**Exercise**
Omit the pictures, then reproduce every remaining record exactly.

A block of data:
— Start —
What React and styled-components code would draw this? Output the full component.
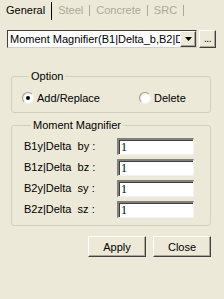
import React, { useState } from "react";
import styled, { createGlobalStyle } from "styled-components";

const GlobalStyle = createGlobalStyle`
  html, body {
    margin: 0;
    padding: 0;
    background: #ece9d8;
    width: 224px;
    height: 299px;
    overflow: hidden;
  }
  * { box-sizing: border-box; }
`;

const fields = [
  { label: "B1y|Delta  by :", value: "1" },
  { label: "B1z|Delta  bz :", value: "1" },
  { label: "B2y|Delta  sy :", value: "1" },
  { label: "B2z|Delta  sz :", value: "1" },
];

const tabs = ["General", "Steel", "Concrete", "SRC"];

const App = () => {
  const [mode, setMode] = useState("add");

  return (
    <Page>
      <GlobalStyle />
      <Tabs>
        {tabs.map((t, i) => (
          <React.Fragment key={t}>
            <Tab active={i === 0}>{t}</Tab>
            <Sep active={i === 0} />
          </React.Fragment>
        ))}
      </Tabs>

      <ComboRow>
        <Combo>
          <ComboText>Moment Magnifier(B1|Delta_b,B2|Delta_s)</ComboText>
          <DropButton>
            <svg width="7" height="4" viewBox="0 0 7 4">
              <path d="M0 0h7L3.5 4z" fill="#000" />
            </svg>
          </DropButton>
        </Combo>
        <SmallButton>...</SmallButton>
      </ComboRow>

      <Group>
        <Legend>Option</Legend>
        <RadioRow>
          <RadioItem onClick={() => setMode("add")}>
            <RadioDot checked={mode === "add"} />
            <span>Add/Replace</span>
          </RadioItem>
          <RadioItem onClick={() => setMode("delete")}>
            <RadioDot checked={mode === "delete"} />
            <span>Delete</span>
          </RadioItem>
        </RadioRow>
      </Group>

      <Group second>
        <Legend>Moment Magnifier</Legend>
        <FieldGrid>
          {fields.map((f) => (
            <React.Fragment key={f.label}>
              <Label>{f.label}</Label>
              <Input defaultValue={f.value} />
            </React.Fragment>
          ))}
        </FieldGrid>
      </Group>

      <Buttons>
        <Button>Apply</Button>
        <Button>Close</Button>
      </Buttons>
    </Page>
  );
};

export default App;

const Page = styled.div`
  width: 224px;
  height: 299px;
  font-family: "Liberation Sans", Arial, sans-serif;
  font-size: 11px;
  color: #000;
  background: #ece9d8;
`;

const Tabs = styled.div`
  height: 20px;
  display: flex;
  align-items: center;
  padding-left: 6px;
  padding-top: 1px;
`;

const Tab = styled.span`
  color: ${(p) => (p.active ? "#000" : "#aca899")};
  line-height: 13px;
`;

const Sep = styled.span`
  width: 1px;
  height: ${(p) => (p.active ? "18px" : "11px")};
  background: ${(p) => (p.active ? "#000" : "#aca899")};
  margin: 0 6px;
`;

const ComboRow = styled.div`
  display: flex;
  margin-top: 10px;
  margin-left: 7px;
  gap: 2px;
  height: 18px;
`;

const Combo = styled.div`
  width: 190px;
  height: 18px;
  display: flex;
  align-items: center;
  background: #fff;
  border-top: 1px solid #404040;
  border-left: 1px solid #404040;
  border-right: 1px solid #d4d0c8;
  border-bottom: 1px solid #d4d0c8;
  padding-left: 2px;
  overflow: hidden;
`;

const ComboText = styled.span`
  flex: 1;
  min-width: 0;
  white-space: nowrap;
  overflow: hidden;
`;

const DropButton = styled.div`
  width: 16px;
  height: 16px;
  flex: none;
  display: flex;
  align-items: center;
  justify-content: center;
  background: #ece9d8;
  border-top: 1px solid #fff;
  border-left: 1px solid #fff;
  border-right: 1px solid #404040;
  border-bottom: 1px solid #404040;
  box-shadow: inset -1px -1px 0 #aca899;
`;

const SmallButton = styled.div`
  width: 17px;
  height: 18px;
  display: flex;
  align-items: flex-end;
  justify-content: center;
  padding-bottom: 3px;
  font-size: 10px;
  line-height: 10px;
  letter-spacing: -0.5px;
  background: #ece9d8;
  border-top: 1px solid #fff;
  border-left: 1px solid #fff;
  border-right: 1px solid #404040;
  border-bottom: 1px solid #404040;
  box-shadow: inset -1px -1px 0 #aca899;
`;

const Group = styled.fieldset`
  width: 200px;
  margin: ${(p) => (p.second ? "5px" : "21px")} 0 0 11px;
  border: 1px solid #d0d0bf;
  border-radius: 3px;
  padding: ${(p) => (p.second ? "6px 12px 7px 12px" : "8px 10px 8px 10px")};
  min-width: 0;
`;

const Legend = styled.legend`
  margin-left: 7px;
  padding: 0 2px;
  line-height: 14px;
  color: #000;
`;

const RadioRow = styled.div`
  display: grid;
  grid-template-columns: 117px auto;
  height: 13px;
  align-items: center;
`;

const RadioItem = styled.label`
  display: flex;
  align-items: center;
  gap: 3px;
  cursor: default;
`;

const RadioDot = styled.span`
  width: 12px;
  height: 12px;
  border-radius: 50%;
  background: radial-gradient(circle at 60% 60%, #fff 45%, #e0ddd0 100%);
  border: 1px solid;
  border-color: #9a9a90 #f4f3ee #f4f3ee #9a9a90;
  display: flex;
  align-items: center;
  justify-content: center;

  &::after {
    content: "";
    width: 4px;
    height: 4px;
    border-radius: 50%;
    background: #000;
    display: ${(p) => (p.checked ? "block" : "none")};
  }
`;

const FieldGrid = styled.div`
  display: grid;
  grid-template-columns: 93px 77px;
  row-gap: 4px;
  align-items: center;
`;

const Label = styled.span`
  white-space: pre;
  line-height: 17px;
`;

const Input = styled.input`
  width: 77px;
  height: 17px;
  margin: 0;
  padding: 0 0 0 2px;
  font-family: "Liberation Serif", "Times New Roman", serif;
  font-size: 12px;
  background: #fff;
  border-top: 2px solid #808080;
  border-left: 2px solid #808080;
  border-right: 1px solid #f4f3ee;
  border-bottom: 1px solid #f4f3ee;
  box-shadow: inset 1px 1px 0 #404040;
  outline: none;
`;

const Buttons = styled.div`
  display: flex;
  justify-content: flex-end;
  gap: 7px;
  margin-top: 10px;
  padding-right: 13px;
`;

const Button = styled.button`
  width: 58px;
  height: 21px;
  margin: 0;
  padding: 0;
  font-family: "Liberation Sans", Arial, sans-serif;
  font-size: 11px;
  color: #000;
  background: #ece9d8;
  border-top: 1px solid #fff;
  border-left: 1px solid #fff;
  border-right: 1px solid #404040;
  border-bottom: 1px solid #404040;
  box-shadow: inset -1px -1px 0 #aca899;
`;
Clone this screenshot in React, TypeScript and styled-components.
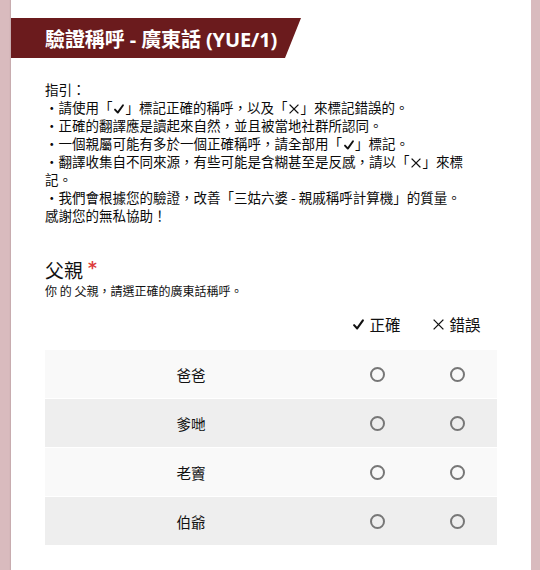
— End —
**Output of the exercise**
What React and styled-components code would draw this? Output the full component.
import React, { useState } from "react";
import styled, { createGlobalStyle } from "styled-components";

const GlobalStyle = createGlobalStyle`
  html, body {
    margin: 0;
    padding: 0;
    background: #ece9d8;
    width: 224px;
    height: 299px;
    overflow: hidden;
  }
  * { box-sizing: border-box; }
`;

const fields = [
  { label: "B1y|Delta  by :", value: "1" },
  { label: "B1z|Delta  bz :", value: "1" },
  { label: "B2y|Delta  sy :", value: "1" },
  { label: "B2z|Delta  sz :", value: "1" },
];

const tabs = ["General", "Steel", "Concrete", "SRC"];

const App = () => {
  const [mode, setMode] = useState("add");

  return (
    <Page>
      <GlobalStyle />
      <Tabs>
        {tabs.map((t, i) => (
          <React.Fragment key={t}>
            <Tab active={i === 0}>{t}</Tab>
            <Sep active={i === 0} />
          </React.Fragment>
        ))}
      </Tabs>

      <ComboRow>
        <Combo>
          <ComboText>Moment Magnifier(B1|Delta_b,B2|Delta_s)</ComboText>
          <DropButton>
            <svg width="7" height="4" viewBox="0 0 7 4">
              <path d="M0 0h7L3.5 4z" fill="#000" />
            </svg>
          </DropButton>
        </Combo>
        <SmallButton>...</SmallButton>
      </ComboRow>

      <Group>
        <Legend>Option</Legend>
        <RadioRow>
          <RadioItem onClick={() => setMode("add")}>
            <RadioDot checked={mode === "add"} />
            <span>Add/Replace</span>
          </RadioItem>
          <RadioItem onClick={() => setMode("delete")}>
            <RadioDot checked={mode === "delete"} />
            <span>Delete</span>
          </RadioItem>
        </RadioRow>
      </Group>

      <Group second>
        <Legend>Moment Magnifier</Legend>
        <FieldGrid>
          {fields.map((f) => (
            <React.Fragment key={f.label}>
              <Label>{f.label}</Label>
              <Input defaultValue={f.value} />
            </React.Fragment>
          ))}
        </FieldGrid>
      </Group>

      <Buttons>
        <Button>Apply</Button>
        <Button>Close</Button>
      </Buttons>
    </Page>
  );
};

export default App;

const Page = styled.div`
  width: 224px;
  height: 299px;
  font-family: "Liberation Sans", Arial, sans-serif;
  font-size: 11px;
  color: #000;
  background: #ece9d8;
`;

const Tabs = styled.div`
  height: 20px;
  display: flex;
  align-items: center;
  padding-left: 6px;
  padding-top: 1px;
`;

const Tab = styled.span`
  color: ${(p) => (p.active ? "#000" : "#aca899")};
  line-height: 13px;
`;

const Sep = styled.span`
  width: 1px;
  height: ${(p) => (p.active ? "18px" : "11px")};
  background: ${(p) => (p.active ? "#000" : "#aca899")};
  margin: 0 6px;
`;

const ComboRow = styled.div`
  display: flex;
  margin-top: 10px;
  margin-left: 7px;
  gap: 2px;
  height: 18px;
`;

const Combo = styled.div`
  width: 190px;
  height: 18px;
  display: flex;
  align-items: center;
  background: #fff;
  border-top: 1px solid #404040;
  border-left: 1px solid #404040;
  border-right: 1px solid #d4d0c8;
  border-bottom: 1px solid #d4d0c8;
  padding-left: 2px;
  overflow: hidden;
`;

const ComboText = styled.span`
  flex: 1;
  min-width: 0;
  white-space: nowrap;
  overflow: hidden;
`;

const DropButton = styled.div`
  width: 16px;
  height: 16px;
  flex: none;
  display: flex;
  align-items: center;
  justify-content: center;
  background: #ece9d8;
  border-top: 1px solid #fff;
  border-left: 1px solid #fff;
  border-right: 1px solid #404040;
  border-bottom: 1px solid #404040;
  box-shadow: inset -1px -1px 0 #aca899;
`;

const SmallButton = styled.div`
  width: 17px;
  height: 18px;
  display: flex;
  align-items: flex-end;
  justify-content: center;
  padding-bottom: 3px;
  font-size: 10px;
  line-height: 10px;
  letter-spacing: -0.5px;
  background: #ece9d8;
  border-top: 1px solid #fff;
  border-left: 1px solid #fff;
  border-right: 1px solid #404040;
  border-bottom: 1px solid #404040;
  box-shadow: inset -1px -1px 0 #aca899;
`;

const Group = styled.fieldset`
  width: 200px;
  margin: ${(p) => (p.second ? "5px" : "21px")} 0 0 11px;
  border: 1px solid #d0d0bf;
  border-radius: 3px;
  padding: ${(p) => (p.second ? "6px 12px 7px 12px" : "8px 10px 8px 10px")};
  min-width: 0;
`;

const Legend = styled.legend`
  margin-left: 7px;
  padding: 0 2px;
  line-height: 14px;
  color: #000;
`;

const RadioRow = styled.div`
  display: grid;
  grid-template-columns: 117px auto;
  height: 13px;
  align-items: center;
`;

const RadioItem = styled.label`
  display: flex;
  align-items: center;
  gap: 3px;
  cursor: default;
`;

const RadioDot = styled.span`
  width: 12px;
  height: 12px;
  border-radius: 50%;
  background: radial-gradient(circle at 60% 60%, #fff 45%, #e0ddd0 100%);
  border: 1px solid;
  border-color: #9a9a90 #f4f3ee #f4f3ee #9a9a90;
  display: flex;
  align-items: center;
  justify-content: center;

  &::after {
    content: "";
    width: 4px;
    height: 4px;
    border-radius: 50%;
    background: #000;
    display: ${(p) => (p.checked ? "block" : "none")};
  }
`;

const FieldGrid = styled.div`
  display: grid;
  grid-template-columns: 93px 77px;
  row-gap: 4px;
  align-items: center;
`;

const Label = styled.span`
  white-space: pre;
  line-height: 17px;
`;

const Input = styled.input`
  width: 77px;
  height: 17px;
  margin: 0;
  padding: 0 0 0 2px;
  font-family: "Liberation Serif", "Times New Roman", serif;
  font-size: 12px;
  background: #fff;
  border-top: 2px solid #808080;
  border-left: 2px solid #808080;
  border-right: 1px solid #f4f3ee;
  border-bottom: 1px solid #f4f3ee;
  box-shadow: inset 1px 1px 0 #404040;
  outline: none;
`;

const Buttons = styled.div`
  display: flex;
  justify-content: flex-end;
  gap: 7px;
  margin-top: 10px;
  padding-right: 13px;
`;

const Button = styled.button`
  width: 58px;
  height: 21px;
  margin: 0;
  padding: 0;
  font-family: "Liberation Sans", Arial, sans-serif;
  font-size: 11px;
  color: #000;
  background: #ece9d8;
  border-top: 1px solid #fff;
  border-left: 1px solid #fff;
  border-right: 1px solid #404040;
  border-bottom: 1px solid #404040;
  box-shadow: inset -1px -1px 0 #aca899;
`;
Clone this screenshot in React, TypeScript and styled-components.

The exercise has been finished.